Wedding size. A 60-person wedding where every seat is a deliberate choice is different from a 400-person celebration where the guest list reflects an entire community. At a larger wedding, your presence is unlikely to alter the emotional texture of the day in any significant direction. At a smaller one, it might.
Whether the whole team was invited. If you are one of ten colleagues all receiving invitations, the calculus looks very different than if you are the only one from the office. A whole-team invite suggests the couple wants their work community present, not just one carefully selected person.
Cultural context. In many Middle Eastern, South Asian, and other cultural traditions, large weddings are not just normal but meaningful. The size of the gathering reflects the family's community ties, and inviting your employer or colleagues is sometimes an expectation rather than an unusual gesture. What reads as a potentially awkward invitation in one cultural frame is entirely ordinary in another. It is worth understanding the context before applying assumptions that may not apply.
The actual relationship. You know better than anyone whether your interactions with this person feel genuine or purely transactional. If you have real conversations, if they seem to enjoy your company, if they have made space for you outside of purely work contexts, that tells you something. If you have a warm but strictly professional relationship and almost never interact outside of meetings, that tells you something too.
If you are the boss receiving an invite
The most common version of this question. Someone who reports to you, or reports to someone who reports to you, has sent you an invitation to their wedding. You want to do the right thing.
A few things worth knowing:
If the whole team was invited, attending is generally fine and often appreciated. You are not singling anyone out, and declining in that case can feel like you're the one creating distance. If you go, consider arriving for the earlier part of the event and leaving before the evening really gets going. This is not a rule, just a consideration. It gives the couple and their team space to relax without the dynamics that come with a boss in the room at midnight.
If you are the only one from work who was invited, or if your employee did not invite their immediate colleagues but invited you specifically, that is a different kind of invitation. It may be a sign of genuine closeness, or it may be more culturally obligatory depending on context. When in doubt, a gracious written response and a generous gift covers almost every scenario. You can RSVP no without any explanation and still honor the moment.

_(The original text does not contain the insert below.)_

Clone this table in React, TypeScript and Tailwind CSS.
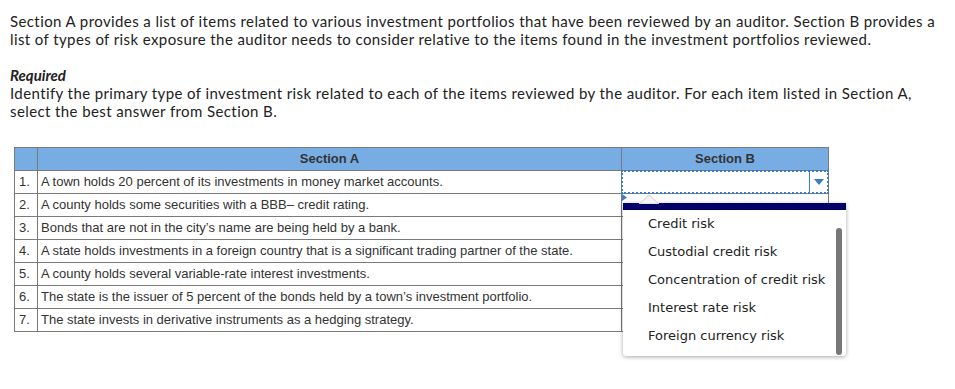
const itemsA = [
  'A town holds 20 percent of its investments in money market accounts.',
  'A county holds some securities with a BBB– credit rating.',
  'Bonds that are not in the city’s name are being held by a bank.',
  'A state holds investments in a foreign country that is a significant trading partner of the state.',
  'A county holds several variable-rate interest investments.',
  'The state is the issuer of 5 percent of the bonds held by a town’s investment portfolio.',
  'The state invests in derivative instruments as a hedging strategy.',
];

const itemsB = [
  'Credit risk',
  'Custodial credit risk',
  'Concentration of credit risk',
  'Interest rate risk',
  'Foreign currency risk',
];

const cell = 'border border-[#7a7a7a] h-[23px] p-0';

function Dropdown() {
  return (
    <div className="absolute left-[623px] top-[203px] w-[223px] h-[153px] bg-white rounded-b-[3px] shadow-[0_1px_4px_rgba(0,0,0,0.35)]">
      {/* little pointer above the list */}
      <svg className="absolute left-[16px] top-[-9px]" width="20" height="10" viewBox="0 0 20 10">
        <path d="M0 10 L10 1 L20 10 Z" fill="#f4f4f4" stroke="#cfcfcf" strokeWidth="1" />
      </svg>
      <div className="h-[7px] bg-[#020066]" />
      <ul className="font-['DejaVu_Sans',Verdana,sans-serif] text-[13px] text-[#222]">
        {itemsB.map((t) => (
          <li key={t} className="h-[28px] leading-[28px] pl-[25px]">
            {t}
          </li>
        ))}
      </ul>
      <div className="absolute right-[4px] top-[25px] w-[6px] h-[127px] rounded-full bg-[#777]" />
    </div>
  );
}

export default function App() {
  return (
    <div className="relative w-[955px] h-[389px] bg-white text-[#222]">
      <div className="pl-[10px] pt-[12px] pr-[8px] font-['Lato',sans-serif] text-[15px] leading-[18px] tracking-[0.4px]">
        <p>
          Section A provides a list of items related to various investment portfolios that have been reviewed by an
          auditor. Section B provides a list of types of risk exposure the auditor needs to consider relative to the
          items found in the investment portfolios reviewed.
        </p>
        <p className="mt-[18px] font-bold italic tracking-normal">Required</p>
        <p>
          Identify the primary type of investment risk related to each of the items reviewed by the auditor. For each
          item listed in Section A, select the best answer from Section B.
        </p>
      </div>

      <table className="ml-[14px] mt-[27px] border-collapse font-['Liberation_Sans',Arial,sans-serif] text-[13px] text-[#333]">
        <thead>
          <tr className="bg-[#78ade3]">
            <th className={`${cell} w-[23px]`} />
            <th className={`${cell} w-[584px] text-center font-bold`}>Section A</th>
            <th className={`${cell} w-[207px] text-center font-bold`}>Section B</th>
          </tr>
        </thead>
        <tbody>
          {itemsA.map((t, i) => (
            <tr key={i}>
              <td className={`${cell} pl-[4px]`}>{i + 1}.</td>
              <td className={`${cell} pl-[3px]`}>{t}</td>
              <td className={`${cell} relative`}>
                {i === 0 && (
                  <div className="absolute inset-[-1px] border-2 border-dotted border-[#3b7cc6] flex justify-end">
                    <div className="w-[18px] border-l border-[#3b7cc6] flex items-center justify-center">
                      <svg width="10" height="6" viewBox="0 0 10 6">
                        <path d="M0 0 L10 0 L5 6 Z" fill="#3b7cc6" />
                      </svg>
                    </div>
                  </div>
                )}
              </td>
            </tr>
          ))}
        </tbody>
      </table>

      <svg className="absolute left-[622px] top-[194px]" width="5" height="7" viewBox="0 0 5 7">
        <path d="M0 0 L5 3.5 L0 7 Z" fill="#3b7cc6" />
      </svg>
      <Dropdown />
    </div>
  );
}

One thing worth checking: does your company have any informal norms around this? Some workplaces, particularly larger ones, have developed a quiet policy of managers not attending employees' personal events to avoid anything that could look like favoritism. If you lead a large team and multiple people might invite you to things over time, it is worth having a consistent approach rather than deciding case by case.
If you are the employee making the list
Invite the people you want there. That sounds simple, but it tends to get complicated by second-guessing. A few things that actually help:
If you invite some colleagues, think about whether the ones you didn't include will find out and whether that creates an awkward dynamic. This is less of an issue with larger guest lists and more of an issue in small, tight-knit offices. You do not owe anyone an invitation, but it is worth being realistic about the aftermath.
If you have a genuinely warm relationship with a manager and would feel happy seeing them at your reception, invite them. If you are mostly inviting them because it seems like the polite thing to do, ask yourself whether you actually want them there. Either answer is fine. But if the answer is no, you are allowed to act on that.
You do not need to invite anyone out of obligation. An invitation is not a professional requirement, and a manager who expects to be invited to every employee's wedding or takes it personally when they are not is a manager with a boundary problem.
"You do not need to invite anyone out of obligation. An invitation is not a professional requirement, and a manager who expects to be invited to every employee's wedding or takes it personally when they are not is a manager with a boundary problem."
What a genuine invitation looks like from the inside
People who actually want their boss or colleagues at their wedding tend to say the same thing: they wanted people who have been part of their daily life to be part of the day. Work is where many adults spend most of their waking hours. The people there are not a separate category to be kept at a professional distance from the rest of life. They are just people.
If you received an invitation and you want to go, go. If you want to decline, decline warmly. If you are not sure whether the invite was sincere, consider that the person who sent it is the only one who actually knows, and they resolved any ambiguity by mailing you an envelope.